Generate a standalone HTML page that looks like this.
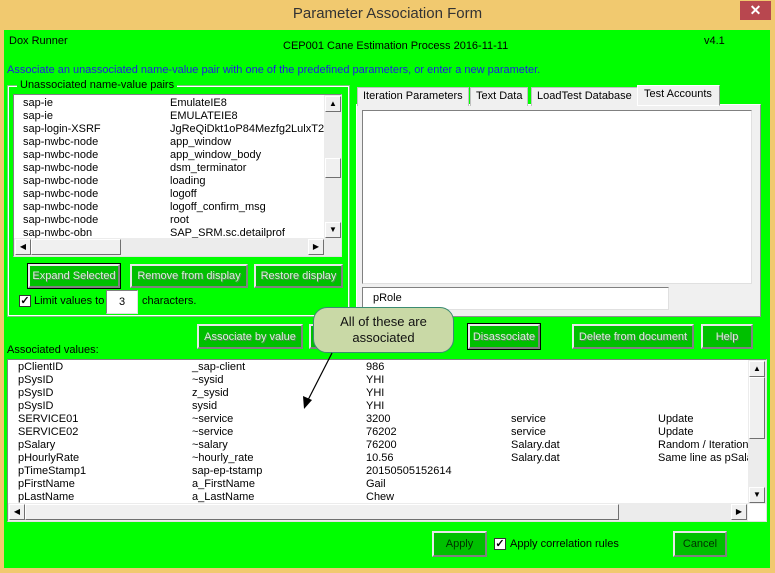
<!DOCTYPE html>
<html><head><meta charset="utf-8"><style>
*{margin:0;padding:0;box-sizing:border-box}
body{width:775px;height:573px;background:#f1c96f;font-family:"Liberation Sans",sans-serif;font-size:11px;color:#000;position:relative;overflow:hidden}
.a{position:absolute;white-space:nowrap}
.g{position:absolute;left:4px;top:30px;width:766px;height:538px;background:#00ff00}
.btn{position:absolute;background:#00c000;border:2px solid #e8e8e8;border-right-color:#808080;border-bottom-color:#808080;color:#d8f0d8;text-align:center;font-size:11px;display:flex;align-items:center;justify-content:center;text-shadow:1px 1px 0 #608060}
.btn.dk{color:#003000;text-shadow:none}
.btn.sel{outline:1px solid #000}
.white{position:absolute;background:#fff;border:1px solid #808080;border-right-color:#e0e0e0;border-bottom-color:#e0e0e0}
.sb{position:absolute;background:#ececec}
.ar{position:absolute;width:16px;height:16px;background:#f0f0f0;border:1px solid #fff;border-right-color:#707070;border-bottom-color:#707070;font-size:8px;line-height:14px;text-align:center}
.chk{position:absolute;width:12px;height:12px;background:#fff;border:1px solid #333;font-size:11px;line-height:10px;text-align:center;font-weight:bold}
</style></head><body>
<div class="a" style="left:0;top:5px;width:775px;text-align:center;font-size:15px;color:#333">Parameter Association Form</div>
<div class="a" style="left:740px;top:1px;width:31px;height:19px;background:#b8474f;color:#fff;font-size:14px;text-align:center;line-height:18px;font-weight:bold">✕</div>
<div class="g"></div>
<div class="a" style="left:9px;top:35px">Dox Runner</div>
<div class="a" style="left:283px;top:40px">CEP001 Cane Estimation Process 2016-11-11</div>
<div class="a" style="left:704px;top:35px">v4.1</div>
<div class="a" style="left:7px;top:64px;color:#2020e0">Associate an unassociated name-value pair with one of the predefined parameters, or enter a new parameter.</div>
<div class="a" style="left:8px;top:86px;width:341px;height:230px;border:1px solid #fff;outline:1px solid #80c080"></div>
<div class="a" style="left:17px;top:79px;background:#00ff00;padding:0 3px">Unassociated name-value pairs</div>
<div class="white" style="left:13px;top:94px;width:329px;height:163px"></div>
<div class="a" style="left:23px;top:97px;line-height:13px">sap-ie<br>sap-ie<br>sap-login-XSRF<br>sap-nwbc-node<br>sap-nwbc-node<br>sap-nwbc-node<br>sap-nwbc-node<br>sap-nwbc-node<br>sap-nwbc-node<br>sap-nwbc-node<br>sap-nwbc-obn</div>
<div class="a" style="left:170px;top:97px;line-height:13px;width:154px;overflow:hidden">EmulateIE8<br>EMULATEIE8<br>JgReQiDkt1oP84Mezfg2LulxT2b5<br>app_window<br>app_window_body<br>dsm_terminator<br>loading<br>logoff<br>logoff_confirm_msg<br>root<br>SAP_SRM.sc.detailprof</div>
<div class="sb" style="left:324px;top:95px;width:17px;height:143px"></div>
<div class="ar" style="left:325px;top:96px">▲</div>
<div class="ar" style="left:325px;top:158px;height:20px"></div>
<div class="ar" style="left:325px;top:222px">▼</div>
<div class="sb" style="left:14px;top:238px;width:327px;height:18px"></div>
<div class="ar" style="left:15px;top:239px">◀</div>
<div class="ar" style="left:31px;top:239px;width:90px"></div>
<div class="ar" style="left:308px;top:239px">▶</div>
<div class="btn sel" style="left:28px;top:264px;width:92px;height:24px">Expand Selected</div>
<div class="btn" style="left:130px;top:264px;width:118px;height:24px">Remove from display</div>
<div class="btn" style="left:254px;top:264px;width:89px;height:24px">Restore display</div>
<div class="chk" style="left:19px;top:295px">✓</div>
<div class="a" style="left:34px;top:295px">Limit values to</div>
<div class="white" style="left:106px;top:290px;width:32px;height:24px;text-align:center;line-height:22px">3</div>
<div class="a" style="left:142px;top:295px">characters.</div>
<div class="a" style="left:356px;top:104px;width:405px;height:213px;background:#f0f0f0;border:1px solid #fff;border-right-color:#909090;border-bottom-color:#909090"></div>
<div class="a" style="left:357px;top:87px;height:19px;background:#f0f0f0;border:1px solid #c0c0c0;border-bottom:none;padding:2px 5px">Iteration Parameters</div>
<div class="a" style="left:470px;top:87px;height:19px;background:#f0f0f0;border:1px solid #c0c0c0;border-bottom:none;padding:2px 5px">Text Data</div>
<div class="a" style="left:531px;top:87px;height:19px;background:#f0f0f0;border:1px solid #c0c0c0;border-bottom:none;padding:2px 5px">LoadTest Database</div>
<div class="a" style="left:637px;top:85px;width:83px;height:21px;background:#f0f0f0;border:1px solid #fff;border-right-color:#909090;padding:2px 6px">Test Accounts</div>
<div class="white" style="left:362px;top:110px;width:390px;height:174px"></div>
<div class="white" style="left:362px;top:287px;width:307px;height:23px;line-height:21px;padding-left:10px">pRole</div>
<div class="btn" style="left:197px;top:324px;width:106px;height:25px">Associate by value</div>
<div class="btn" style="left:309px;top:324px;width:30px;height:25px"></div>
<div class="btn sel" style="left:468px;top:324px;width:72px;height:25px">Disassociate</div>
<div class="btn" style="left:572px;top:324px;width:122px;height:25px">Delete from document</div>
<div class="btn" style="left:701px;top:324px;width:52px;height:25px">Help</div>
<div class="a" style="left:313px;top:307px;width:141px;height:46px;background:#c9d9a6;border:1px solid #3b8b72;border-radius:14px;text-align:center;font-size:13px;line-height:16px;padding-top:6px;color:#111">All of these are<br>associated</div>
<div class="a" style="left:7px;top:344px">Associated values:</div>
<div class="white" style="left:7px;top:359px;width:760px;height:163px"></div>
<div class="a" style="left:18px;top:361px;line-height:13px">pClientID<br>pSysID<br>pSysID<br>pSysID<br>SERVICE01<br>SERVICE02<br>pSalary<br>pHourlyRate<br>pTimeStamp1<br>pFirstName<br>pLastName</div>
<div class="a" style="left:192px;top:361px;line-height:13px">_sap-client<br>~sysid<br>z_sysid<br>sysid<br>~service<br>~service<br>~salary<br>~hourly_rate<br>sap-ep-tstamp<br>a_FirstName<br>a_LastName</div>
<div class="a" style="left:366px;top:361px;line-height:13px">986<br>YHI<br>YHI<br>YHI<br>3200<br>76202<br>76200<br>10.56<br>20150505152614<br>Gail<br>Chew</div>
<div class="a" style="left:511px;top:413px;line-height:13px">service<br>service<br>Salary.dat<br>Salary.dat</div>
<div class="a" style="left:658px;top:413px;line-height:13px;width:90px;overflow:hidden">Update<br>Update<br>Random / Iteration<br>Same line as pSalary</div>
<div class="sb" style="left:748px;top:360px;width:18px;height:144px"></div>
<div class="ar" style="left:749px;top:361px">▲</div>
<div class="ar" style="left:749px;top:377px;height:62px"></div>
<div class="ar" style="left:749px;top:487px">▼</div>
<div class="sb" style="left:8px;top:503px;width:740px;height:18px"></div>
<div class="ar" style="left:9px;top:504px">◀</div>
<div class="ar" style="left:25px;top:504px;width:594px"></div>
<div class="ar" style="left:731px;top:504px">▶</div>
<div class="btn dk" style="left:432px;top:531px;width:55px;height:26px">Apply</div>
<div class="chk" style="left:494px;top:538px">✓</div>
<div class="a" style="left:510px;top:538px">Apply correlation rules</div>
<div class="btn dk" style="left:673px;top:531px;width:54px;height:26px">Cancel</div>
<svg class="a" style="left:0;top:0" width="775" height="573"><line x1="332" y1="353" x2="308" y2="400" stroke="#000" stroke-width="1.2"/><polygon points="304,409 303,396 312,400" fill="#000"/></svg>
</body></html>
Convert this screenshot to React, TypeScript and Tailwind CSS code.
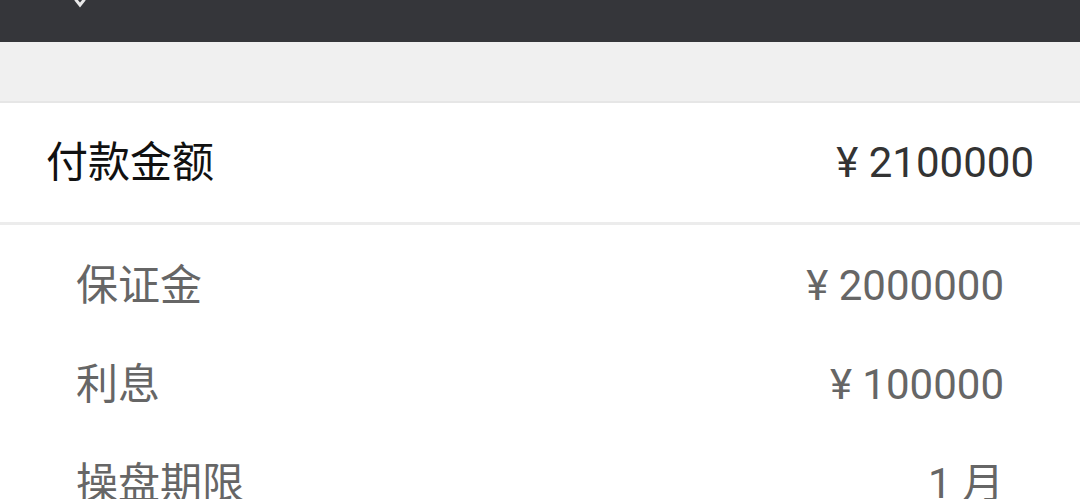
import React from 'react';

const font = { fontFamily: 'Roboto, "Noto Sans CJK SC", sans-serif' };

const details = [
  { label: '保证金', value: '¥ 2000000' },
  { label: '利息', value: '¥ 100000' },
  { label: '操盘期限', value: '1 月' },
];

const App: React.FC = () => {
  return (
    <div className="w-[1080px] h-[499px] overflow-hidden bg-white" style={font}>
      <div className="h-[42px] bg-[#35363a] overflow-hidden">
        <svg width="16" height="8" viewBox="0 0 16 8" className="ml-[72px]">
          <path d="M4 0 L8 5 L12 0" stroke="#e8e8e8" strokeWidth="3" fill="none" strokeLinecap="round" />
        </svg>
      </div>
      <div className="h-[61px] bg-[#f0f0f0] border-b-2 border-[#e6e6e6]" />
      <div className="h-[122px] flex items-center justify-between px-[46px] border-b-[3px] border-[#ececec]">
        <span className="text-[42px] text-[#111]">付款金额</span>
        <span className="text-[42px] text-[#333]">¥ 2100000</span>
      </div>
      <div className="flex flex-col pt-[11px]">
        {details.map((d) => (
          <div key={d.label} className="h-[99px] flex items-center justify-between px-[76px]">
            <span className="text-[42px] text-[#666]">{d.label}</span>
            <span className="text-[42px] text-[#666]">{d.value}</span>
          </div>
        ))}
      </div>
    </div>
  );
};

export default App;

============

Aim of the exercise
Among the lines of the material above, how many include the string "this"? Report only that number.

Correct result
2